Junior Data Engineer
We're seeking a Junior Data Engineer with a passion for solving real-world problems using large, complex datasets. This is an exciting opportunity to join a collaborative team that’s laying the foundation for future AI/ML applications. In this role, you’ll help us tackle internal data challenges and develop scalable, high-quality datasets critical to machine learning success.
You’ll work closely with a cross-functional team handling diverse datasets — including invoices, software and hardware asset data — and play a key role in data wrangling, preparation, and quality assurance. This is a growth-focused position, ideal for candidates eager to develop their careers toward AI/ML engineering or data science.
Responsibilities
Collaborate with data scientists and engineers to clean, preprocess, and structure large-scale datasets for AI/ML readiness.
Support the team in building ETL pipelines and applying data wrangling techniques to prepare real-world datasets.
Conduct data quality assessments and document issues or anomalies for remediation.
Contribute to feature engineering efforts and create ML-ready datasets.
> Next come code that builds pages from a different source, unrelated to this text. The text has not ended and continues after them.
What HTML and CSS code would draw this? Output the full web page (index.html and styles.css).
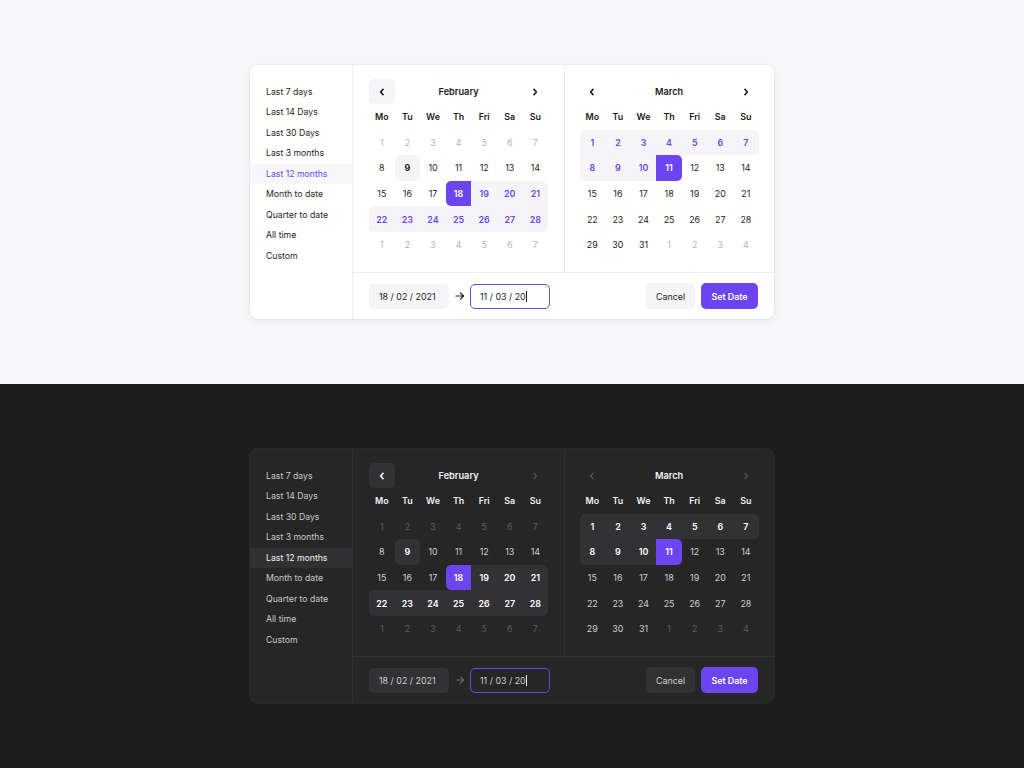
FILE: index.html
```html
<!DOCTYPE html>
<html lang="en">
<head>
<meta charset="utf-8">
<title>Date range picker</title>
<link rel="stylesheet" href="styles.css">
</head>
<body>
<section class="stage light">
  <div class="card">
    <ul class="side">
      <li>Last 7 days</li><li>Last 14 Days</li><li>Last 30 Days</li><li>Last 3 months</li>
      <li class="sel">Last 12 months</li><li>Month to date</li><li>Quarter to date</li><li>All time</li><li>Custom</li>
    </ul>
    <div class="main">
      <div class="months">
        <div class="cal">
          <div class="head">
            <span class="nav btn"><svg viewBox="0 0 8 8" width="8" height="8"><path d="M5 1.4 L2.6 4 L5 6.6"/></svg></span>
            <span class="title">February</span>
            <span class="nav"><svg viewBox="0 0 8 8" width="8" height="8"><path d="M3 1.4 L5.4 4 L3 6.6"/></svg></span>
          </div>
          <div class="grid">
            <span class="wd">Mo</span><span class="wd">Tu</span><span class="wd">We</span><span class="wd">Th</span><span class="wd">Fri</span><span class="wd">Sa</span><span class="wd">Su</span>
            <span class="m">1</span><span class="m">2</span><span class="m">3</span><span class="m">4</span><span class="m">5</span><span class="m">6</span><span class="m">7</span>
            <span>8</span><span class="t">9</span><span>10</span><span>11</span><span>12</span><span>13</span><span>14</span>
            <span>15</span><span>16</span><span>17</span><span class="s tl bl">18</span><span class="r">19</span><span class="r">20</span><span class="r tr">21</span>
            <span class="r tl bl">22</span><span class="r">23</span><span class="r">24</span><span class="r">25</span><span class="r">26</span><span class="r">27</span><span class="r br">28</span>
            <span class="m">1</span><span class="m">2</span><span class="m">3</span><span class="m">4</span><span class="m">5</span><span class="m">6</span><span class="m">7</span>
          </div>
        </div>
        <div class="cal">
          <div class="head">
            <span class="nav"><svg viewBox="0 0 8 8" width="8" height="8"><path d="M5 1.4 L2.6 4 L5 6.6"/></svg></span>
            <span class="title">March</span>
            <span class="nav"><svg viewBox="0 0 8 8" width="8" height="8"><path d="M3 1.4 L5.4 4 L3 6.6"/></svg></span>
          </div>
          <div class="grid">
            <span class="wd">Mo</span><span class="wd">Tu</span><span class="wd">We</span><span class="wd">Th</span><span class="wd">Fri</span><span class="wd">Sa</span><span class="wd">Su</span>
            <span class="r tl">1</span><span class="r">2</span><span class="r">3</span><span class="r">4</span><span class="r">5</span><span class="r">6</span><span class="r tr br">7</span>
            <span class="r bl">8</span><span class="r">9</span><span class="r">10</span><span class="s tr br">11</span><span>12</span><span>13</span><span>14</span>
            <span>15</span><span>16</span><span>17</span><span>18</span><span>19</span><span>20</span><span>21</span>
            <span>22</span><span>23</span><span>24</span><span>25</span><span>26</span><span>27</span><span>28</span>
            <span>29</span><span>30</span><span>31</span><span class="m">1</span><span class="m">2</span><span class="m">3</span><span class="m">4</span>
          </div>
        </div>
      </div>
      <div class="foot">
        <span class="inp">18 / 02 / 2021</span>
        <svg class="arrow" viewBox="0 0 10 10" width="10" height="10"><path d="M1 5 H8.6 M5.4 1.8 L8.6 5 L5.4 8.2"/></svg>
        <span class="inp focus">11 / 03 / 20<i class="caret"></i></span>
        <span class="b cancel">Cancel</span>
        <span class="b primary">Set Date</span>
      </div>
    </div>
  </div>
</section>
<section class="stage dark">
  <div class="card">
    <ul class="side">
      <li>Last 7 days</li><li>Last 14 Days</li><li>Last 30 Days</li><li>Last 3 months</li>
      <li class="sel">Last 12 months</li><li>Month to date</li><li>Quarter to date</li><li>All time</li><li>Custom</li>
    </ul>
    <div class="main">
      <div class="months">
        <div class="cal">
          <div class="head">
            <span class="nav btn"><svg viewBox="0 0 8 8" width="8" height="8"><path d="M5 1.4 L2.6 4 L5 6.6"/></svg></span>
            <span class="title">February</span>
            <span class="nav dim"><svg viewBox="0 0 8 8" width="8" height="8"><path d="M3 1.4 L5.4 4 L3 6.6"/></svg></span>
          </div>
          <div class="grid">
            <span class="wd">Mo</span><span class="wd">Tu</span><span class="wd">We</span><span class="wd">Th</span><span class="wd">Fri</span><span class="wd">Sa</span><span class="wd">Su</span>
            <span class="m">1</span><span class="m">2</span><span class="m">3</span><span class="m">4</span><span class="m">5</span><span class="m">6</span><span class="m">7</span>
            <span>8</span><span class="t">9</span><span>10</span><span>11</span><span>12</span><span>13</span><span>14</span>
            <span>15</span><span>16</span><span>17</span><span class="s tl bl">18</span><span class="r">19</span><span class="r">20</span><span class="r tr">21</span>
            <span class="r tl bl">22</span><span class="r">23</span><span class="r">24</span><span class="r">25</span><span class="r">26</span><span class="r">27</span><span class="r br">28</span>
            <span class="m">1</span><span class="m">2</span><span class="m">3</span><span class="m">4</span><span class="m">5</span><span class="m">6</span><span class="m">7</span>
          </div>
        </div>
        <div class="cal">
          <div class="head">
            <span class="nav dim"><svg viewBox="0 0 8 8" width="8" height="8"><path d="M5 1.4 L2.6 4 L5 6.6"/></svg></span>
            <span class="title">March</span>
            <span class="nav dim"><svg viewBox="0 0 8 8" width="8" height="8"><path d="M3 1.4 L5.4 4 L3 6.6"/></svg></span>
          </div>
          <div class="grid">
            <span class="wd">Mo</span><span class="wd">Tu</span><span class="wd">We</span><span class="wd">Th</span><span class="wd">Fri</span><span class="wd">Sa</span><span class="wd">Su</span>
            <span class="r tl">1</span><span class="r">2</span><span class="r">3</span><span class="r">4</span><span class="r">5</span><span class="r">6</span><span class="r tr br">7</span>
            <span class="r bl">8</span><span class="r">9</span><span class="r">10</span><span class="s tr br">11</span><span>12</span><span>13</span><span>14</span>
            <span>15</span><span>16</span><span>17</span><span>18</span><span>19</span><span>20</span><span>21</span>
            <span>22</span><span>23</span><span>24</span><span>25</span><span>26</span><span>27</span><span>28</span>
            <span>29</span><span>30</span><span>31</span><span class="m">1</span><span class="m">2</span><span class="m">3</span><span class="m">4</span>
          </div>
        </div>
      </div>
      <div class="foot">
        <span class="inp">18 / 02 / 2021</span>
        <svg class="arrow" viewBox="0 0 10 10" width="10" height="10"><path d="M1 5 H8.6 M5.4 1.8 L8.6 5 L5.4 8.2"/></svg>
        <span class="inp focus">11 / 03 / 20<i class="caret"></i></span>
        <span class="b cancel">Cancel</span>
        <span class="b primary">Set Date</span>
      </div>
    </div>
  </div>
</section>
</body>
</html>
```

FILE: styles.css
```css
* { box-sizing: border-box; margin: 0; padding: 0; }
html, body { width: 1024px; height: 768px; overflow: hidden; }
body { font-family: Inter, "Noto Sans", "Liberation Sans", sans-serif; }

.stage {
  height: 384px;
  display: flex;
  align-items: center;
  justify-content: center;
  background: var(--page);
}

.light {
  --page: #f8f8fa;
  --card: #ffffff;
  --line: #eeeef1;
  --text: #1a1a1d;
  --num: #1d1d20;
  --muted: #b3b3b8;
  --soft: #f5f5f8;
  --accent: #6c45f0;
  --range-text: #6c45f0;
  --side-text: #1d1d20;
  --side-sel: #6c45f0;
  --side-sel-bg: #f7f7f9;
  --dim: #1d1d20;
  --arrow: #1d1d20;
  --shadow: 0 2px 10px rgba(20, 20, 40, 0.07), 0 0 0 1px rgba(20, 20, 40, 0.03);
}

.dark {
  --page: #1c1c1c;
  --card: #262627;
  --line: #303031;
  --text: #f2f2f2;
  --num: #cfcfd0;
  --muted: #5b5b5d;
  --soft: #323234;
  --accent: #6c45f0;
  --range-text: #ffffff;
  --side-text: #c9c9ca;
  --side-sel: #f2f2f2;
  --side-sel-bg: #313133;
  --dim: #616163;
  --arrow: #68686a;
  --shadow: 0 0 0 1px #2a2a2b;
}

.card {
  width: 524px;
  height: 254px;
  background: var(--card);
  border-radius: 8px;
  box-shadow: var(--shadow);
  display: flex;
  overflow: hidden;
}

.side {
  width: 103px;
  flex: none;
  list-style: none;
  padding-top: 16.5px;
  border-right: 1px solid var(--line);
}
.side li {
  height: 20.5px;
  line-height: 20.5px;
  padding-left: 16px;
  font-size: 8.7px;
  font-weight: 400;
  color: var(--side-text);
  white-space: nowrap;
}
.side li.sel { color: var(--side-sel); background: var(--side-sel-bg); }

.main { flex: 1; display: flex; flex-direction: column; min-width: 0; }
.months { flex: 1; display: flex; }
.cal { flex: 1; padding: 14px 0 0 16px; }
.cal + .cal { border-left: 1px solid var(--line); padding-left: 15px; }

.head {
  width: 179.2px;
  height: 25px;
  display: flex;
  align-items: center;
}
.nav {
  width: 25.6px;
  height: 25px;
  display: flex;
  align-items: center;
  justify-content: center;
  border-radius: 5px;
}
.nav.btn { background: var(--soft); }
.nav svg path {
  fill: none;
  stroke: var(--text);
  stroke-width: 1.6;
  stroke-linecap: round;
  stroke-linejoin: round;
}
.nav.dim svg path { stroke: var(--dim); stroke-width: 1.1; }
.title {
  flex: 1;
  text-align: center;
  font-size: 9.2px;
  font-weight: 600;
  color: var(--text);
}

.grid {
  width: 179.2px;
  display: grid;
  grid-template-columns: repeat(7, 25.6px);
  grid-auto-rows: 25.6px;
}
.grid span {
  display: flex;
  align-items: center;
  justify-content: center;
  font-size: 8.9px;
  font-weight: 400;
  color: var(--num);
}
.grid .wd { font-weight: 600; color: var(--text); }
.grid .m { color: var(--muted); font-weight: 400; }
.grid .t { background: var(--soft); border-radius: 5px; font-weight: 700; color: var(--text); }
.grid .r { background: var(--soft); color: var(--range-text); font-weight: 600; }
.grid .s { background: var(--accent); color: #fff; font-weight: 600; }
.grid .tl { border-top-left-radius: 5px; }
.grid .tr { border-top-right-radius: 5px; }
.grid .bl { border-bottom-left-radius: 5px; }
.grid .br { border-bottom-right-radius: 5px; }

.foot {
  height: 47px;
  flex: none;
  border-top: 1px solid var(--line);
  display: flex;
  align-items: center;
  padding: 0 16px;
}
.inp {
  width: 80px;
  height: 25px;
  border-radius: 5px;
  background: var(--soft);
  color: var(--num);
  font-size: 8.9px;
  font-weight: 400;
  display: flex;
  align-items: center;
  padding-left: 10px;
}
.inp.focus { background: transparent; border: 1px solid var(--accent); padding-left: 9px; }
.caret { display: inline-block; width: 1px; height: 11px; background: var(--text); margin-left: 0.5px; }
.arrow { margin: 0 5.5px; flex: none; }
.arrow path {
  fill: none;
  stroke: var(--arrow);
  stroke-width: 1.2;
  stroke-linecap: round;
  stroke-linejoin: round;
}
.b {
  height: 26px;
  border-radius: 5px;
  display: flex;
  align-items: center;
  justify-content: center;
  font-size: 8.9px;
  font-weight: 400;
}
.cancel { margin-left: auto; width: 49px; background: var(--soft); color: var(--num); }
.primary { margin-left: 6px; width: 57px; background: var(--accent); color: #fff; font-weight: 600; }
```
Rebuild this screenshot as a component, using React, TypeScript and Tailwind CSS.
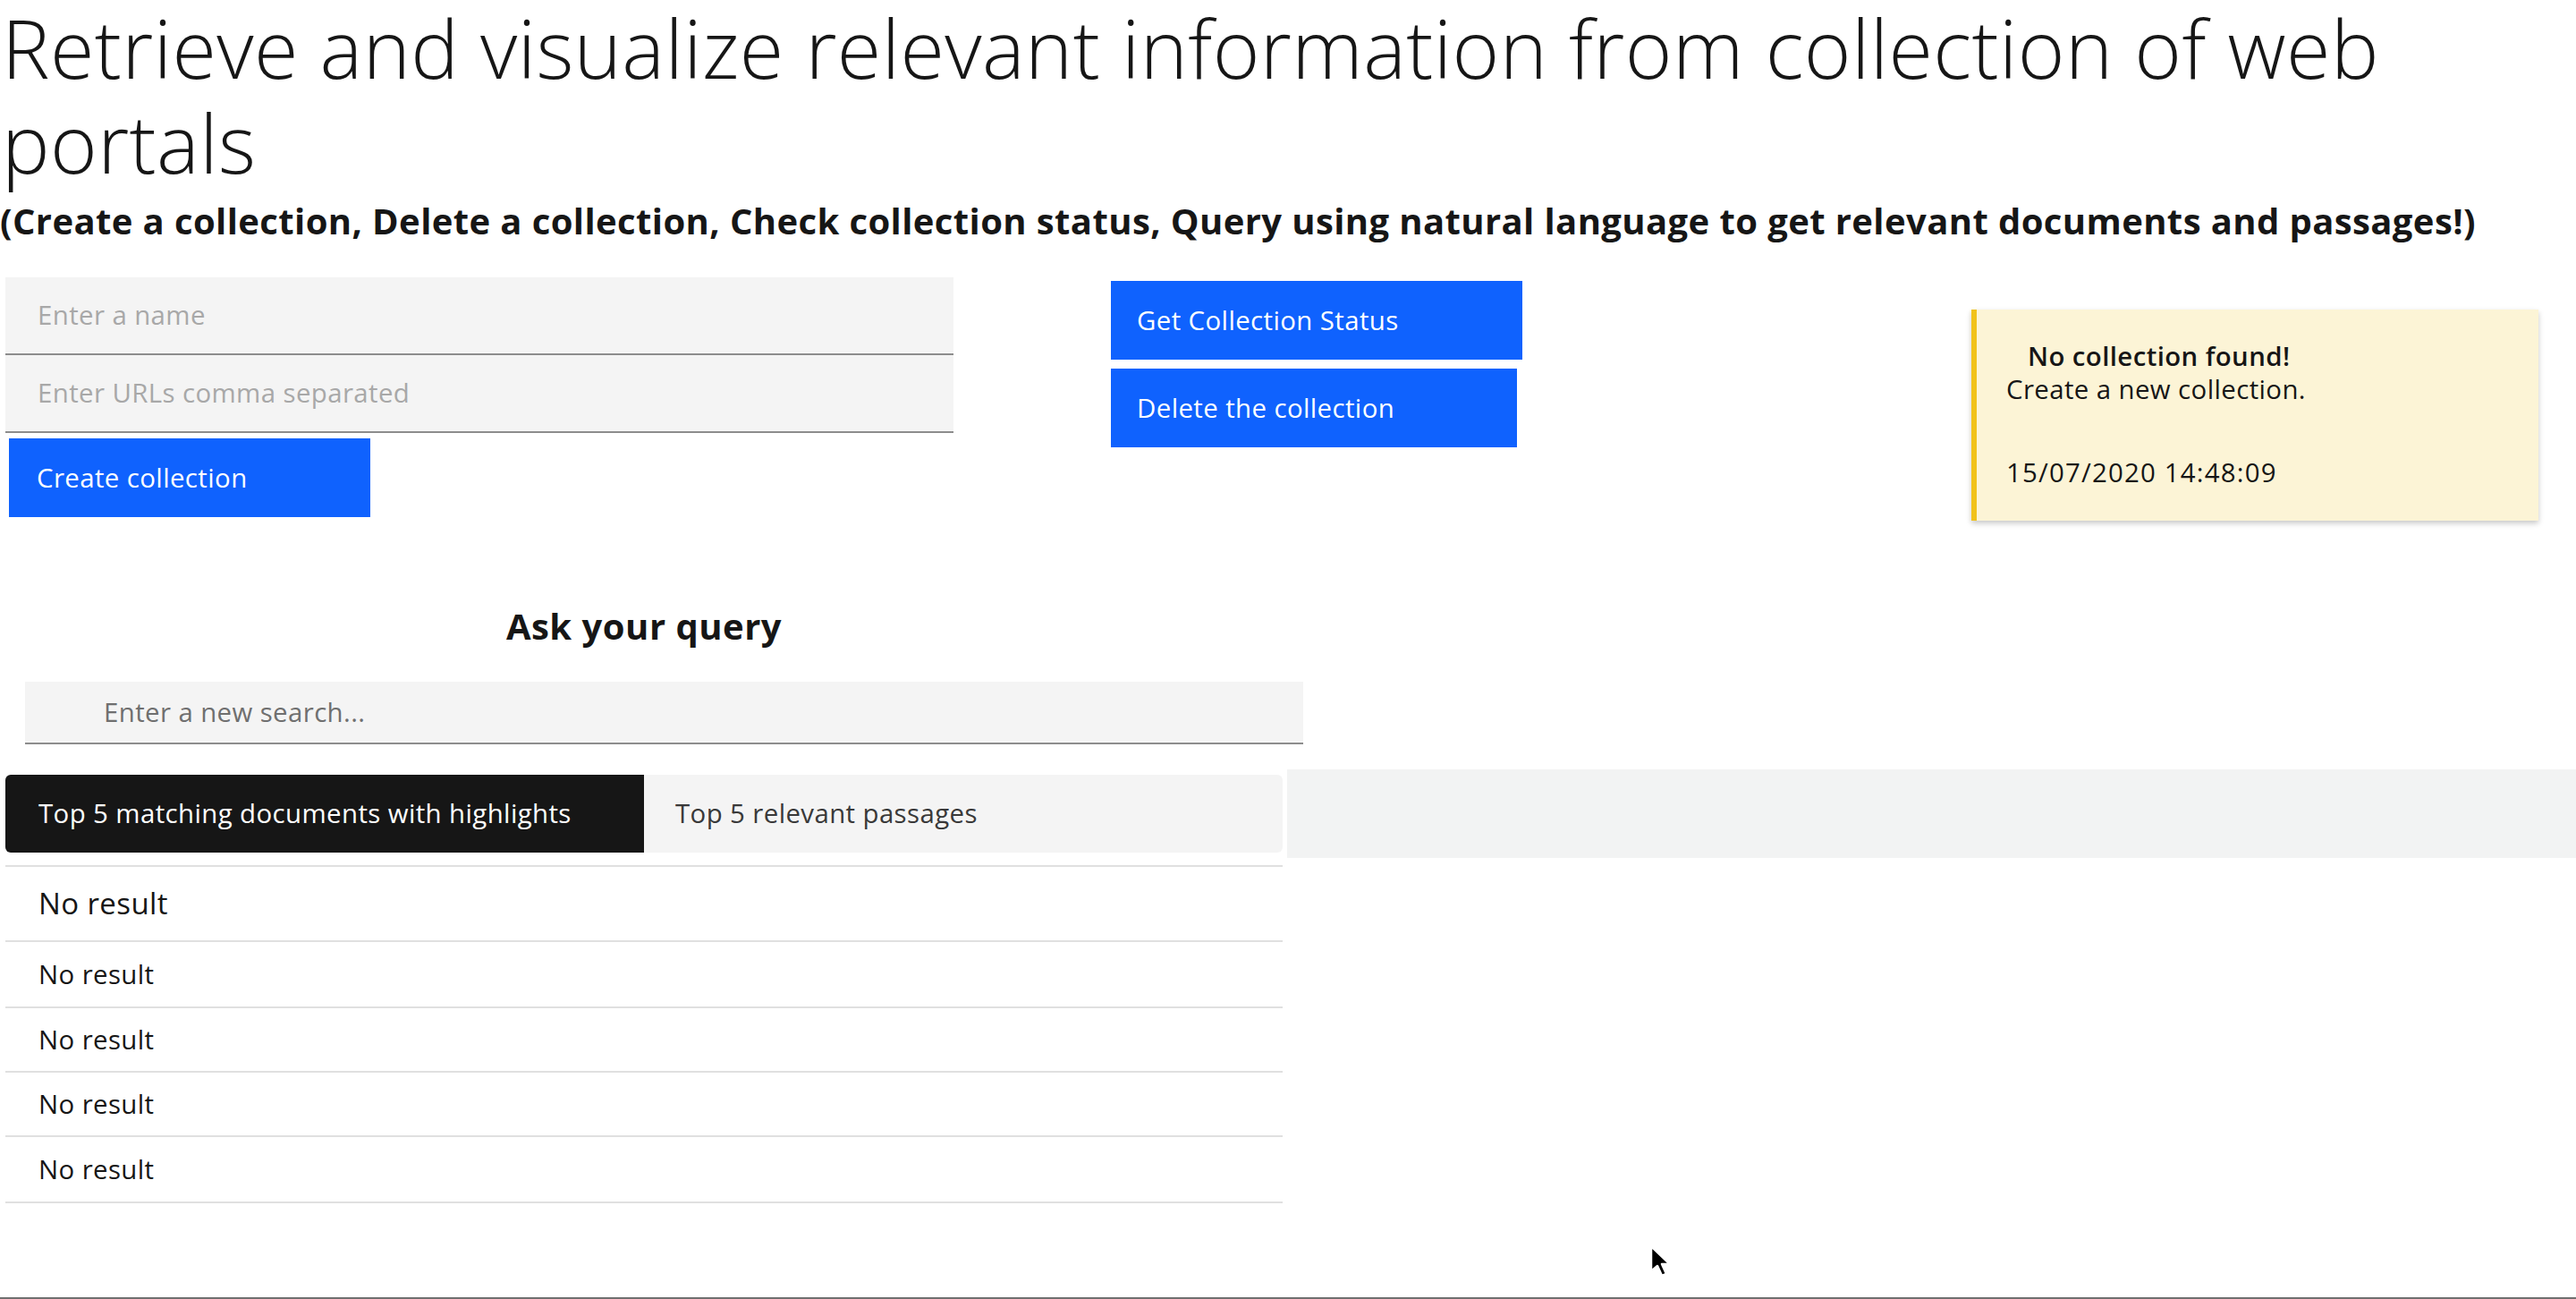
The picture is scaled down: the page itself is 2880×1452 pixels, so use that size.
import React from "react";

export default function App() {
  const rows = [
    { h: "h-[84px]", t: "text-[33px]" },
    { h: "h-[74px]", t: "text-[29.4px]" },
    { h: "h-[72px]", t: "text-[29.4px]" },
    { h: "h-[72px]", t: "text-[29.4px]" },
    { h: "h-[74px]", t: "text-[29.4px]" },
  ];
  return (
    <div className="relative w-[2880px] h-[1452px] overflow-hidden bg-white border-b-2 border-[#6f6f6f] text-[#161616] tracking-[0.4px] font-['Open_Sans','Noto_Sans',sans-serif]">
      <h1 className="m-0 pl-[2px] text-[90px] font-light leading-[106px] tracking-[0.4px]">
        Retrieve and visualize relevant information from collection of web portals
      </h1>
      <p className="mt-[11px] text-[40px] font-bold leading-[48px] tracking-[0.4px] whitespace-nowrap">
        (Create a collection, Delete a collection, Check collection status, Query using natural language to get relevant documents and passages!)
      </p>

      <div className="mt-[39px] flex items-start">
        <div className="ml-[6px] w-[1060px] flex flex-col">
          <div className="h-[87px] bg-[#f4f4f4] border-b-2 border-[#8d8d8d] flex items-center pl-[36px] text-[29.4px] text-[#a8a8a8]">
            Enter a name
          </div>
          <div className="h-[87px] bg-[#f4f4f4] border-b-2 border-[#8d8d8d] flex items-center pl-[36px] text-[29.4px] text-[#a8a8a8]">
            Enter URLs comma separated
          </div>
          <div className="mt-[6px] ml-[4px] w-[404px] h-[88px] bg-[#0f62fe] flex items-center pl-[31px] text-[29.4px] text-white">
            Create collection
          </div>
        </div>

        <div className="ml-[176px] mt-[4px] flex flex-col gap-[10px]">
          <div className="w-[460px] h-[88px] bg-[#0f62fe] flex items-center pl-[29px] text-[29.4px] text-white">
            Get Collection Status
          </div>
          <div className="w-[454px] h-[88px] bg-[#0f62fe] flex items-center pl-[29px] text-[29.4px] text-white">
            Delete the collection
          </div>
        </div>

        <div className="ml-[502px] mt-[36px] w-[634px] h-[236px] bg-[#fcf4d6] border-l-[6px] border-[#f1c21b] shadow-[0_3px_6px_rgba(0,0,0,0.22)] pt-[34px] text-[29.4px] leading-[37px]">
          <div className="pl-[57px] font-semibold">No collection found!</div>
          <div className="pl-[33px]">Create a new collection.</div>
          <div className="pl-[33px] mt-[56px] tracking-[1.2px]">15/07/2020 14:48:09</div>
        </div>
      </div>

      <div className="mt-[94px] w-[1440px] text-center text-[40px] font-bold leading-[48px] tracking-[0.5px]">
        Ask your query
      </div>

      <div className="mt-[38px] ml-[28px] w-[1429px] h-[70px] bg-[#f4f4f4] border-b-2 border-[#8d8d8d] flex items-center pl-[88px] text-[29.4px] text-[#6f6f6f]">
        Enter a new search...
      </div>

      <div className="mt-[28px] flex items-center">
        <div className="ml-[6px] w-[1428px] h-[87px] flex rounded-[6px] overflow-hidden bg-[#f4f4f4] text-[29.4px]">
          <div className="w-[714px] h-full bg-[#161616] text-white flex items-center pl-[37px]">
            Top 5 matching documents with highlights
          </div>
          <div className="flex-1 h-full flex items-center pl-[35px] text-[#393939]">
            Top 5 relevant passages
          </div>
        </div>
        <div className="ml-[5px] flex-1 h-[99px] bg-[#f2f3f3]" />
      </div>

      <div className="mt-[8px] ml-[6px] w-[1428px] border-t-2 border-[#e0e0e0]">
        {rows.map((r, i) => (
          <div key={i} className={`${r.h} ${r.t} border-b-2 border-[#e0e0e0] flex items-center pl-[37px]`}>
            No result
          </div>
        ))}
      </div>

      <svg className="absolute left-[1843px] top-[1391px]" width="26" height="38" viewBox="0 0 26 38">
        <path d="M3 2 L3 30 L10 24 L15 35 L20 33 L15 22 L24 22 Z" fill="#000" stroke="#fff" strokeWidth="2.5" strokeLinejoin="round" />
      </svg>
    </div>
  );
}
Help manage and manipulate data using Python, Spark, and cloud-based data services.
Participate in Agile ceremonies and adapt to evolving project needs.
Learn and contribute to model development, deployment, and experimentation as you grow.
Primary Skills (Highest Priority)
Data Engineering: Advanced skills in ETL, data wrangling, and preprocessing large structured and semi-structured datasets.
Dataset Quality Assessment: Ability to detect and address data issues to ensure high-quality inputs for ML models.
Feature Engineering: Experience transforming raw data into features used in ML pipelines.
Python Programming: Proficiency in Python for data manipulation and scripting.
ML Framework Familiarity: Exposure to libraries such as Scikit-learn, TensorFlow, PyTorch, or Keras.
Spark Proficiency: Familiarity with Spark DataFrames, RDDs, and Dataset for large-scale data processing.
Secondary Skills (Nice to Have)
Experience with open-source LLMs (e.g., LLaMA, Mixtral) and orchestration frameworks (e.g., LangChain, CrewAI).
Understanding of common ML/DL algorithm development and tuning.
Exposure to cloud platforms (AWS, Azure, or GCP) including services like SageMaker or Bedrock.
Familiarity with MLOps practices such as model versioning, deployment, and monitoring.
Git version control and collaborative coding experience.
Tertiary Skills (Desirable)
AI Application Development: End-to-end AI solution development experience.
API development for AI/ML model integration.
Prompt engineering for LLM-based use cases.
Agile/Scrum team experience.
Willingness and ability to mentor and grow with the team.
Why Join Us
Growth Path: This role is designed as a launchpad to more advanced AI/ML positions.
Collaborative Culture: Work in a supportive team that values knowledge-sharing and continuous learning.
Real Impact: Help shape the foundational datasets that fuel meaningful AI/ML innovations.